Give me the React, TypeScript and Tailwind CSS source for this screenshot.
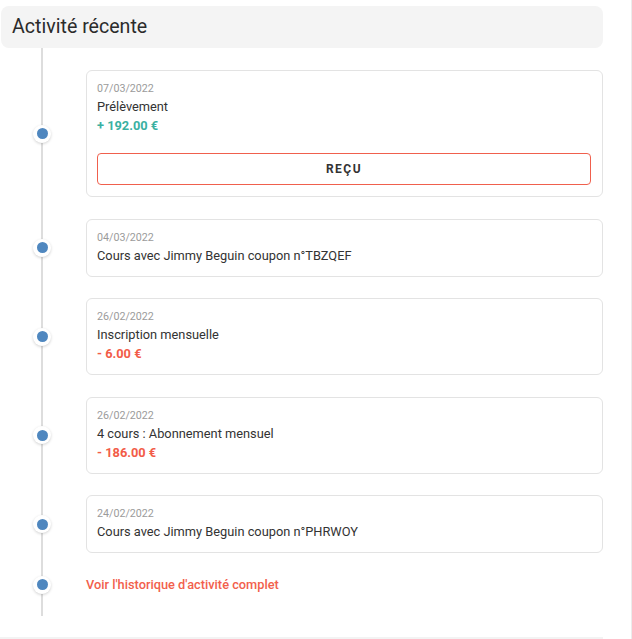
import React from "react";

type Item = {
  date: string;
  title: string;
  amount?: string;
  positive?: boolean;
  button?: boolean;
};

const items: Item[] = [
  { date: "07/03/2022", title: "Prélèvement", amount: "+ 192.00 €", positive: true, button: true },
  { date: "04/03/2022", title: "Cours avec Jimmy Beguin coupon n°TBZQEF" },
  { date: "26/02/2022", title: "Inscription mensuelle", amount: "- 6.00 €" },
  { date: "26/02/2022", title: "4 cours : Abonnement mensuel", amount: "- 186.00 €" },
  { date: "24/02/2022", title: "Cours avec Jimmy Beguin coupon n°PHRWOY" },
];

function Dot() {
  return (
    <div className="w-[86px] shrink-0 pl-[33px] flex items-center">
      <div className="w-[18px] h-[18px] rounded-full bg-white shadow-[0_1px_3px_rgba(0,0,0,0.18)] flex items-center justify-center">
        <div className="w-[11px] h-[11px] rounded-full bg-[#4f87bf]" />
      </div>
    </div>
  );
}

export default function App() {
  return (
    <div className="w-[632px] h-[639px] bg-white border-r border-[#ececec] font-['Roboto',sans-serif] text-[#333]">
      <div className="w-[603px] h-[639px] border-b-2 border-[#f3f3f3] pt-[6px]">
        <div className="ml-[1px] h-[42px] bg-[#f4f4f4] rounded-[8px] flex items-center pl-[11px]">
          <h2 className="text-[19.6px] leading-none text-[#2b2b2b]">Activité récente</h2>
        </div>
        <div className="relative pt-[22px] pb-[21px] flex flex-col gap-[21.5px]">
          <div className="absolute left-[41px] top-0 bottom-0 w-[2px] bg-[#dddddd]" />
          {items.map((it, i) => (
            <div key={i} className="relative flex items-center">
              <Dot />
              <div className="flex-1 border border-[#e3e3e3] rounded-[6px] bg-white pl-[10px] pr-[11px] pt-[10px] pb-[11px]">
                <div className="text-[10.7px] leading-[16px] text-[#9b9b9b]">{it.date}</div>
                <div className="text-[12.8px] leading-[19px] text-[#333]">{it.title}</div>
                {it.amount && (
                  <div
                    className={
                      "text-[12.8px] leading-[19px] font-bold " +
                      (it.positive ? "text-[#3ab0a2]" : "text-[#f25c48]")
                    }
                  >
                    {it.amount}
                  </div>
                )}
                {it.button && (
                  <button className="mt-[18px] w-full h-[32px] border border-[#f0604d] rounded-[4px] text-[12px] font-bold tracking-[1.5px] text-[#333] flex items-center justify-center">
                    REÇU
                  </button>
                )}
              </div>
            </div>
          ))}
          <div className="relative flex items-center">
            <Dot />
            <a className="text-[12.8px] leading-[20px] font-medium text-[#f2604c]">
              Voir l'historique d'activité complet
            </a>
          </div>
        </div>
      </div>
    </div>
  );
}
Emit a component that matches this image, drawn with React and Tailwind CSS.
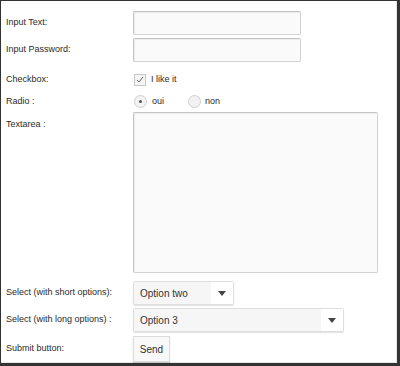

========================================

Reproduce all of the entries word for word, skipping any pictures they hold.

# [Expected output]
Give me the React, TypeScript and Tailwind CSS source for this screenshot.
import React from "react";

type Item = {
  date: string;
  title: string;
  amount?: string;
  positive?: boolean;
  button?: boolean;
};

const items: Item[] = [
  { date: "07/03/2022", title: "Prélèvement", amount: "+ 192.00 €", positive: true, button: true },
  { date: "04/03/2022", title: "Cours avec Jimmy Beguin coupon n°TBZQEF" },
  { date: "26/02/2022", title: "Inscription mensuelle", amount: "- 6.00 €" },
  { date: "26/02/2022", title: "4 cours : Abonnement mensuel", amount: "- 186.00 €" },
  { date: "24/02/2022", title: "Cours avec Jimmy Beguin coupon n°PHRWOY" },
];

function Dot() {
  return (
    <div className="w-[86px] shrink-0 pl-[33px] flex items-center">
      <div className="w-[18px] h-[18px] rounded-full bg-white shadow-[0_1px_3px_rgba(0,0,0,0.18)] flex items-center justify-center">
        <div className="w-[11px] h-[11px] rounded-full bg-[#4f87bf]" />
      </div>
    </div>
  );
}

export default function App() {
  return (
    <div className="w-[632px] h-[639px] bg-white border-r border-[#ececec] font-['Roboto',sans-serif] text-[#333]">
      <div className="w-[603px] h-[639px] border-b-2 border-[#f3f3f3] pt-[6px]">
        <div className="ml-[1px] h-[42px] bg-[#f4f4f4] rounded-[8px] flex items-center pl-[11px]">
          <h2 className="text-[19.6px] leading-none text-[#2b2b2b]">Activité récente</h2>
        </div>
        <div className="relative pt-[22px] pb-[21px] flex flex-col gap-[21.5px]">
          <div className="absolute left-[41px] top-0 bottom-0 w-[2px] bg-[#dddddd]" />
          {items.map((it, i) => (
            <div key={i} className="relative flex items-center">
              <Dot />
              <div className="flex-1 border border-[#e3e3e3] rounded-[6px] bg-white pl-[10px] pr-[11px] pt-[10px] pb-[11px]">
                <div className="text-[10.7px] leading-[16px] text-[#9b9b9b]">{it.date}</div>
                <div className="text-[12.8px] leading-[19px] text-[#333]">{it.title}</div>
                {it.amount && (
                  <div
                    className={
                      "text-[12.8px] leading-[19px] font-bold " +
                      (it.positive ? "text-[#3ab0a2]" : "text-[#f25c48]")
                    }
                  >
                    {it.amount}
                  </div>
                )}
                {it.button && (
                  <button className="mt-[18px] w-full h-[32px] border border-[#f0604d] rounded-[4px] text-[12px] font-bold tracking-[1.5px] text-[#333] flex items-center justify-center">
                    REÇU
                  </button>
                )}
              </div>
            </div>
          ))}
          <div className="relative flex items-center">
            <Dot />
            <a className="text-[12.8px] leading-[20px] font-medium text-[#f2604c]">
              Voir l'historique d'activité complet
            </a>
          </div>
        </div>
      </div>
    </div>
  );
}
Emit a component that matches this image, drawn with React and Tailwind CSS.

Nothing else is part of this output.